Ending six months of speculation, U.S. Rep. Daniel Webster announced Monday he will not run for re-election in the Orlando-based district he now represents but will instead switch to run in the Lake County-based Congressional District 11.

The move both clears the way in Webster’s Congressional District 10 for Democrats who see the redrawn district as theirs for the taking, and sets up a confrontation in CD 11 with Republican Justin Grabelle, the former chief of staff and hand-picked successor to retiring U.S. Rep. Rich Nugent.

In the redistricting last year, both CD 10 and CD 11 were dramatically redrawn. CD 10 shifted eastward, taking in largely Democratic areas in west Orange County and west Orlando, while dropping strongly Republican areas in Lake County. CD 11 moved southward and picked up those Lake County areas that had strongly supported Webster in his 2010, ’12 and ’14 elections.

Webster blasted the redistricting of CD 10 as early as August, saying it could no longer support a Republican candidate. In December, after the boundaries were settled, and again in January, he said he was contemplating running in CD 11 instead, because the newly-defined district contains so many of his former and presumably loyal voters.

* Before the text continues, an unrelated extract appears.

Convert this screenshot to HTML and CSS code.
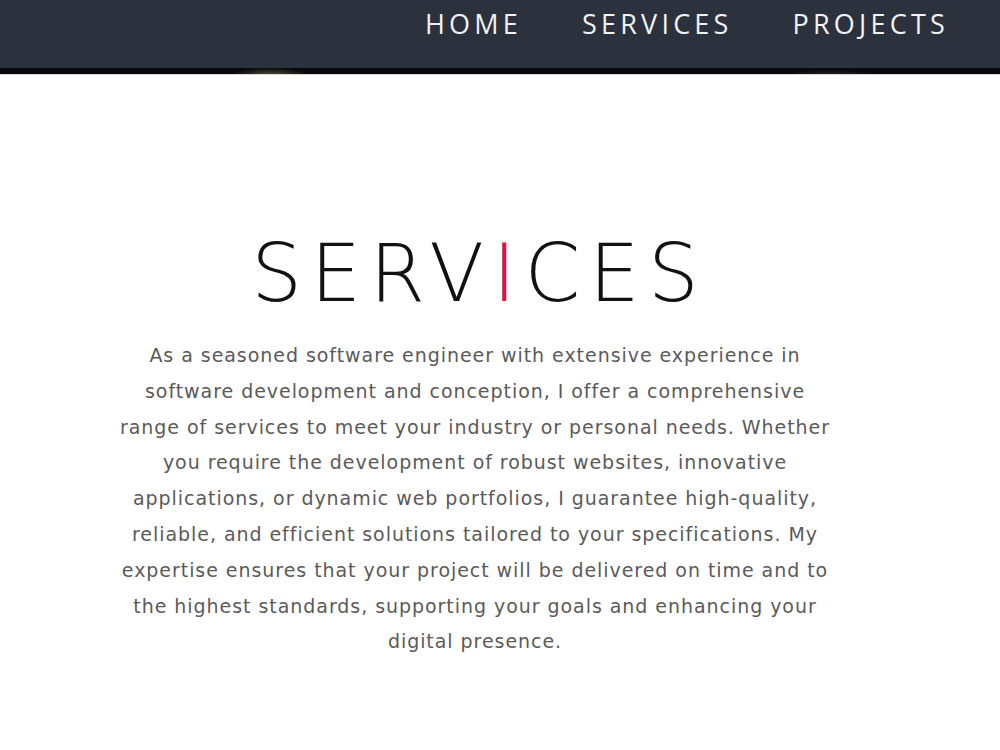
FILE: index.html
```html
<!DOCTYPE html>
<html lang="en">
<head>
<meta charset="utf-8">
<title>Services</title>
<link rel="stylesheet" href="styles.css">
</head>
<body>
<header class="topbar">
  <nav class="nav">
    <a class="nav-link" href="#">HOME</a>
    <a class="nav-link" href="#">SERVICES</a>
    <a class="nav-link" href="#">PROJECTS</a>
  </nav>
</header>
<div class="hero-strip"></div>
<main class="services">
  <h1 class="title">SERV<span class="accent">I</span>CES</h1>
  <p class="intro">As a seasoned software engineer with extensive experience in<br>software development and conception, I offer a comprehensive<br>range of services to meet your industry or personal needs. Whether<br>you require the development of robust websites, innovative<br>applications, or dynamic web portfolios, I guarantee high-quality,<br>reliable, and efficient solutions tailored to your specifications. My<br>expertise ensures that your project will be delivered on time and to<br>the highest standards, supporting your goals and enhancing your<br>digital presence.</p>
</main>
</body>
</html>
```

FILE: styles.css
```css
* { box-sizing: border-box; }
html, body { margin: 0; padding: 0; background: #ffffff; }
body { font-family: "Open Sans", "DejaVu Sans", sans-serif; }

.topbar {
  height: 68px;
  background: #2b313d;
  display: flex;
  justify-content: flex-end;
  align-items: flex-start;
  padding-right: 51px;
}
.nav { display: flex; gap: 60px; padding-top: 6px; }
.nav-link {
  color: #f2f2f2;
  text-decoration: none;
  font-size: 27px;
  font-weight: 400;
  letter-spacing: 4.2px;
  line-height: 36px;
}

.hero-strip {
  height: 7px;
  background:
    radial-gradient(ellipse 40px 8px at 270px 8px, rgba(160,150,120,0.55), rgba(0,0,0,0)),
    radial-gradient(ellipse 50px 6px at 830px 8px, rgba(90,85,75,0.45), rgba(0,0,0,0)),
    #08090a;
  border-bottom: 1px solid #d8d8d8;
}

.services {
  padding: 149px 50px 0 0;
  text-align: center;
}
.title {
  margin: 0;
  font-family: "DejaVu Sans", sans-serif;
  font-size: 80px;
  font-weight: 200;
  letter-spacing: 8.5px;
  line-height: 100px;
  color: #111111;
  padding-left: 8.5px;
}
.accent { color: #e0143f; }
.intro {
  margin: 14px auto 0;
  font-family: "DejaVu Sans", sans-serif;
  font-size: 19px;
  line-height: 35.8px;
  color: #5a5a5a;
  letter-spacing: 0.95px;
}
```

Webster and his wife also own a house in CD 11, in addition to their longtime home in Winter Garden, and he said they had been planning to move there anyway.

The natures of the districts have changed so much that Webster Monday called them “newly created” districts, suggesting neither of them had any valid history.

“I’m running for another term in Congress because there is still much to be done to reform the process and fix what is broken in Washington,” Webster stated in a news release. “For the past five years, I have fought to change the power based, staff-driven Congressional process into one based upon principles.”

His switch to CD 11 leaves CD 10 with a heavy Democratic voter base and no big-name Republican candidates, let alone a Republican incumbent. Thus, the Democrats running there, former Orlando police chief Val Demings, state Sen. Geraldine Thompson, businessman Bob Poe and lawyer Fatima Rita Fahmy, are now likely seeing the August primary as the finish line to election.

The move also might start dominoes to topple. Much of CD 10 used to be in Congressional District 5. The incumbent in CD 5, U.S. Rep. Corrine Brown, D-Jacksonville, has talked about switching to CD 10 for the same reason that Webster has switched to CD 11.

Webster now will take on Grabelle, from The Villages.

Webster a former Florida House speaker, has generally taken a low-profile in Congress. That changed last year when he took what many thought was an audacious move, but which worked: He ran for U.S. House speaker, on a platform call for broader participation in decision-making. Though he only garnered a few votes, his candidacy at one point made it obvious that then-House Speaker John Boehner could not be re-elected to that position without a floor fight, and Boehner resigned Congress altogether. What’s more, when he stepped aside House Majority Leader Kevin McCarthy found himself in the same position, and bowed out of the speaker’s race. Webster became a national player.

“Last year, I ran for Speaker against John Boehner and the powerful Washington establishment because I believe that our country deserves a legislative process that works,” Webster stated in his release.